▸ **Stated problem**: State the number of lines that include the string "index", and write nothing else.

=-=-=-=-=

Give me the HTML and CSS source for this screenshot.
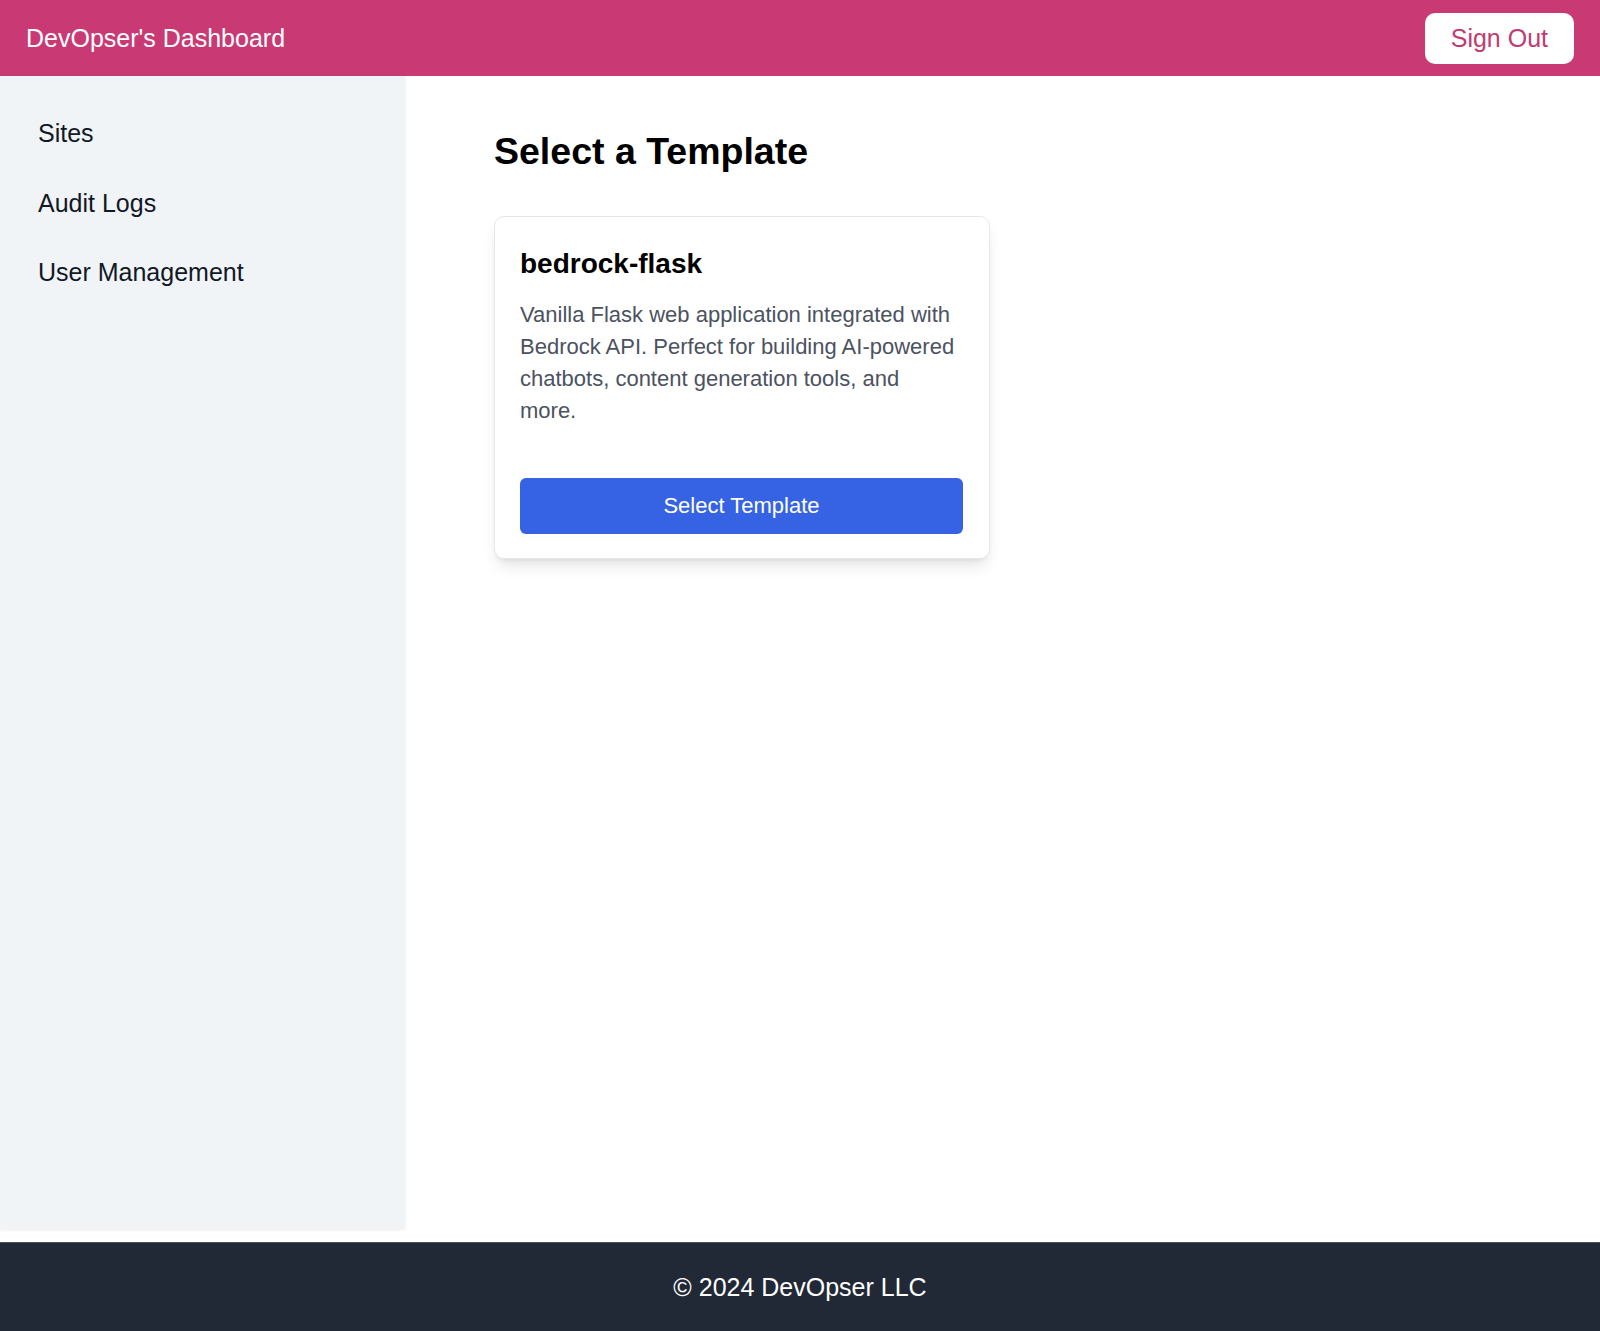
FILE: index.html
```
<!DOCTYPE html>
<html lang="en">
<head>
  <meta charset="UTF-8" />
  <meta name="viewport" content="width=device-width, initial-scale=1.0"/>
  <title>DevOpser's Dashboard</title>
  <link rel="stylesheet" href="styles.css">
</head>
<body>
  <!-- top bar -->
  <header class="topbar">
    <h1 class="brand">DevOpser's Dashboard</h1>
    <button class="signout">Sign Out</button>
  </header>

  <div class="layout">
    <!-- side navigation -->
    <nav class="sidebar">
      <a href="#" class="nav-link">Sites</a>
      <a href="#" class="nav-link">Audit Logs</a>
      <a href="#" class="nav-link">User Management</a>
    </nav>

    <main class="content">
      <h2 class="page-title">Select a Template</h2>

      <div class="card">
        <h3 class="card-title">bedrock-flask</h3>
        <p class="card-desc">Vanilla Flask web application integrated with Bedrock API. Perfect for building AI-powered chatbots, content generation tools, and more.</p>
        <button class="select-btn">Select Template</button>
      </div>
    </main>
  </div>

  <footer class="footer">© 2024 DevOpser LLC</footer>
</body>
</html>
```
FILE: styles.css
```
* {
  box-sizing: border-box;
}
body {
  margin: 0;
  min-height: 100vh;
  display: flex;
  flex-direction: column;
  font-family: "Liberation Sans", Arial, Helvetica, sans-serif;
  color: #111827;
  background: #fff;
}
.topbar {
  height: 76px;
  flex-shrink: 0;
  background-color: #c93a75;
  display: flex;
  align-items: center;
  justify-content: space-between;
  padding: 0 26px;
}
.brand {
  margin: 0;
  font-size: 25px;
  font-weight: normal;
  color: #fff;
}
.signout {
  font-family: inherit;
  font-size: 25px;
  line-height: 27px;
  padding: 12px 26px;
  color: #c23a72;
  background: #fff;
  border: none;
  border-radius: 10px;
}
.layout {
  flex: 1;
  display: flex;
}
.sidebar {
  width: 405px;
  flex-shrink: 0;
  background-color: #f1f4f6;
  padding: 39px 38px 0;
  display: flex;
  flex-direction: column;
  gap: 32px;
  box-shadow: 0 1px 3px rgba(0, 0, 0, 0.08);
}
.nav-link {
  font-size: 25px;
  line-height: 37.5px;
  color: #111827;
  text-decoration: none;
}
.content {
  flex: 1;
  padding: 53px 89px 0;
}
.page-title {
  margin: 0 0 42px;
  font-size: 37.5px;
  line-height: 45px;
  font-weight: bold;
  color: #000;
}
.card {
  width: 496px;
  padding: 26px 26px 24px 25px;
  border: 1px solid #e5e7eb;
  border-radius: 10px;
  background: #fff;
  box-shadow: 0 10px 15px -3px rgba(0, 0, 0, 0.1), 0 4px 6px -4px rgba(0, 0, 0, 0.1);
}
.card-title {
  margin: 0 0 14px;
  font-size: 28px;
  line-height: 42px;
  font-weight: bold;
  color: #000;
}
.card-desc {
  margin: 0 0 51px;
  padding-right: 5px;
  font-size: 22px;
  line-height: 32px;
  color: #4b5260;
}
.select-btn {
  display: block;
  width: 100%;
  height: 56px;
  font-family: inherit;
  font-size: 22px;
  color: #fff;
  background-color: #3563e3;
  border: none;
  border-radius: 6px;
}
.footer {
  margin-top: 13px;
  height: 89px;
  flex-shrink: 0;
  background-color: #222936;
  border-top: 1px solid #4a515c;
  color: #fff;
  font-size: 25px;
  display: flex;
  align-items: center;
  justify-content: center;
}
```
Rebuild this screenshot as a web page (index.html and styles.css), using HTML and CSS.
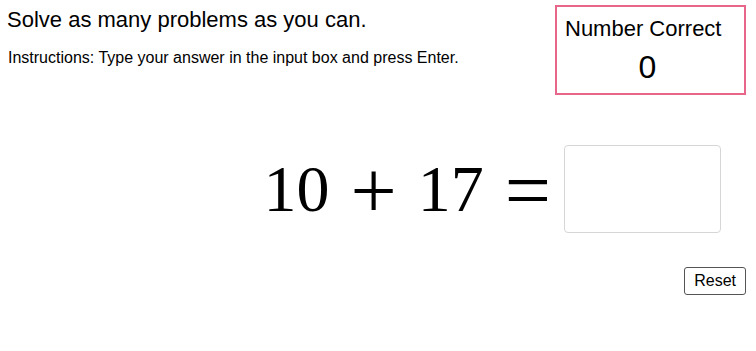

=-=-=-=-=

▸ **Answer to this problem**: 2